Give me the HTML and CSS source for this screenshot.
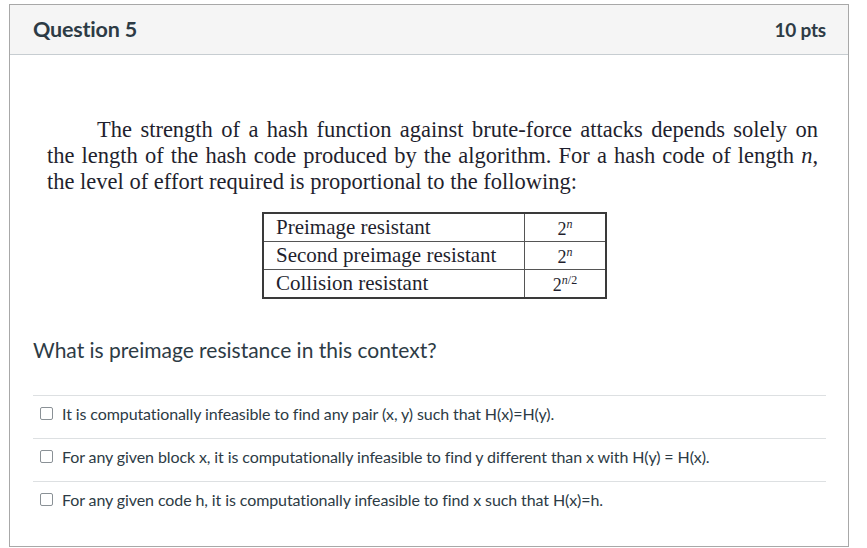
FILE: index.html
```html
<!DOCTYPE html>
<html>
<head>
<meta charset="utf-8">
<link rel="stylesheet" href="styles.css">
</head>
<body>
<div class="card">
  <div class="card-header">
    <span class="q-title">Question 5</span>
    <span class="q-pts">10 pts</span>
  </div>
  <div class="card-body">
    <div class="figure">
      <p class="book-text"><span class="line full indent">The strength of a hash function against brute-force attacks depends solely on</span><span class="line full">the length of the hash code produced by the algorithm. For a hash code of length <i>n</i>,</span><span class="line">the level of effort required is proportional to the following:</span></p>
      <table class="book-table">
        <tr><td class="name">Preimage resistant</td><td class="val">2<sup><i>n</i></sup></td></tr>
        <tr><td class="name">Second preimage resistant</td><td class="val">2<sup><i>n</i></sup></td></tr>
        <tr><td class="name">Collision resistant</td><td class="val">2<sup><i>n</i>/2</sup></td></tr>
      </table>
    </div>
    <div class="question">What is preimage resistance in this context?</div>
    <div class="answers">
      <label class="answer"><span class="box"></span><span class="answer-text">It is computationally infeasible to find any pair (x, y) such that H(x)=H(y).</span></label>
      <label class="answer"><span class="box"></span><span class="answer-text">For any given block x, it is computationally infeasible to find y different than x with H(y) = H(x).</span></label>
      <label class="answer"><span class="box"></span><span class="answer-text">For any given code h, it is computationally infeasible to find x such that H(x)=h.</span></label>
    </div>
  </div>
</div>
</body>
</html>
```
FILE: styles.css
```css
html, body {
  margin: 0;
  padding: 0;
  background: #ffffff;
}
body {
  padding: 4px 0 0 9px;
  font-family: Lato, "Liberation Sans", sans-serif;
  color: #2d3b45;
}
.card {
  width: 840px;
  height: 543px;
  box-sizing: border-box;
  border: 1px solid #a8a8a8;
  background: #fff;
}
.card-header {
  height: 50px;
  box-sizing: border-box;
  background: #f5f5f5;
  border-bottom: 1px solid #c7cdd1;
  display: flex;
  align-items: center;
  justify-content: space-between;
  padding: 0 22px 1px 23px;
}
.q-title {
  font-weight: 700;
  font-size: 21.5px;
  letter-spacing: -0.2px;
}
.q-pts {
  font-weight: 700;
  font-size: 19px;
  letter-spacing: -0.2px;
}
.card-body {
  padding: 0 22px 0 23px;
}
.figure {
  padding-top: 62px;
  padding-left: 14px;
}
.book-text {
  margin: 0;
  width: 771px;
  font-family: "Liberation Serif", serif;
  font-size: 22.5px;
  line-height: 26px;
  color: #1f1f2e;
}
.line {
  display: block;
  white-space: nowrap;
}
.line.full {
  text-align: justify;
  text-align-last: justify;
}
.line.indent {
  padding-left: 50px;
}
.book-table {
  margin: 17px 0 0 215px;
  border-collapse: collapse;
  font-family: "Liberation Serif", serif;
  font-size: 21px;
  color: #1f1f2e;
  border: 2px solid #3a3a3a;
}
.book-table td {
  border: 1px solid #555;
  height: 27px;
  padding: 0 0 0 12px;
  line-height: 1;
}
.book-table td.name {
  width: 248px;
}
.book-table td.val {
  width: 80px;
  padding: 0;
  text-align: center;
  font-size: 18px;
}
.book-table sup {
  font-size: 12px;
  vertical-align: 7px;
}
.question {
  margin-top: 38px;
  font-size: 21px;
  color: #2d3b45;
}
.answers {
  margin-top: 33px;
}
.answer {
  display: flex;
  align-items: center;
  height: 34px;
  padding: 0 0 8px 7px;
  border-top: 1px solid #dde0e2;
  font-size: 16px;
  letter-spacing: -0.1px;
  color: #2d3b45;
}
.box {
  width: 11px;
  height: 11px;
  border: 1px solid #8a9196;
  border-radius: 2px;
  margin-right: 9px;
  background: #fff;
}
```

....

Goal>
Output all of the data exactly as it stands, minus any images.

Reply to the exercise>
Give me the HTML and CSS source for this screenshot.
FILE: index.html
```html
<!DOCTYPE html>
<html>
<head>
<meta charset="utf-8">
<link rel="stylesheet" href="styles.css">
</head>
<body>
<div class="card">
  <div class="card-header">
    <span class="q-title">Question 5</span>
    <span class="q-pts">10 pts</span>
  </div>
  <div class="card-body">
    <div class="figure">
      <p class="book-text"><span class="line full indent">The strength of a hash function against brute-force attacks depends solely on</span><span class="line full">the length of the hash code produced by the algorithm. For a hash code of length <i>n</i>,</span><span class="line">the level of effort required is proportional to the following:</span></p>
      <table class="book-table">
        <tr><td class="name">Preimage resistant</td><td class="val">2<sup><i>n</i></sup></td></tr>
        <tr><td class="name">Second preimage resistant</td><td class="val">2<sup><i>n</i></sup></td></tr>
        <tr><td class="name">Collision resistant</td><td class="val">2<sup><i>n</i>/2</sup></td></tr>
      </table>
    </div>
    <div class="question">What is preimage resistance in this context?</div>
    <div class="answers">
      <label class="answer"><span class="box"></span><span class="answer-text">It is computationally infeasible to find any pair (x, y) such that H(x)=H(y).</span></label>
      <label class="answer"><span class="box"></span><span class="answer-text">For any given block x, it is computationally infeasible to find y different than x with H(y) = H(x).</span></label>
      <label class="answer"><span class="box"></span><span class="answer-text">For any given code h, it is computationally infeasible to find x such that H(x)=h.</span></label>
    </div>
  </div>
</div>
</body>
</html>
```
FILE: styles.css
```css
html, body {
  margin: 0;
  padding: 0;
  background: #ffffff;
}
body {
  padding: 4px 0 0 9px;
  font-family: Lato, "Liberation Sans", sans-serif;
  color: #2d3b45;
}
.card {
  width: 840px;
  height: 543px;
  box-sizing: border-box;
  border: 1px solid #a8a8a8;
  background: #fff;
}
.card-header {
  height: 50px;
  box-sizing: border-box;
  background: #f5f5f5;
  border-bottom: 1px solid #c7cdd1;
  display: flex;
  align-items: center;
  justify-content: space-between;
  padding: 0 22px 1px 23px;
}
.q-title {
  font-weight: 700;
  font-size: 21.5px;
  letter-spacing: -0.2px;
}
.q-pts {
  font-weight: 700;
  font-size: 19px;
  letter-spacing: -0.2px;
}
.card-body {
  padding: 0 22px 0 23px;
}
.figure {
  padding-top: 62px;
  padding-left: 14px;
}
.book-text {
  margin: 0;
  width: 771px;
  font-family: "Liberation Serif", serif;
  font-size: 22.5px;
  line-height: 26px;
  color: #1f1f2e;
}
.line {
  display: block;
  white-space: nowrap;
}
.line.full {
  text-align: justify;
  text-align-last: justify;
}
.line.indent {
  padding-left: 50px;
}
.book-table {
  margin: 17px 0 0 215px;
  border-collapse: collapse;
  font-family: "Liberation Serif", serif;
  font-size: 21px;
  color: #1f1f2e;
  border: 2px solid #3a3a3a;
}
.book-table td {
  border: 1px solid #555;
  height: 27px;
  padding: 0 0 0 12px;
  line-height: 1;
}
.book-table td.name {
  width: 248px;
}
.book-table td.val {
  width: 80px;
  padding: 0;
  text-align: center;
  font-size: 18px;
}
.book-table sup {
  font-size: 12px;
  vertical-align: 7px;
}
.question {
  margin-top: 38px;
  font-size: 21px;
  color: #2d3b45;
}
.answers {
  margin-top: 33px;
}
.answer {
  display: flex;
  align-items: center;
  height: 34px;
  padding: 0 0 8px 7px;
  border-top: 1px solid #dde0e2;
  font-size: 16px;
  letter-spacing: -0.1px;
  color: #2d3b45;
}
.box {
  width: 11px;
  height: 11px;
  border: 1px solid #8a9196;
  border-radius: 2px;
  margin-right: 9px;
  background: #fff;
}
```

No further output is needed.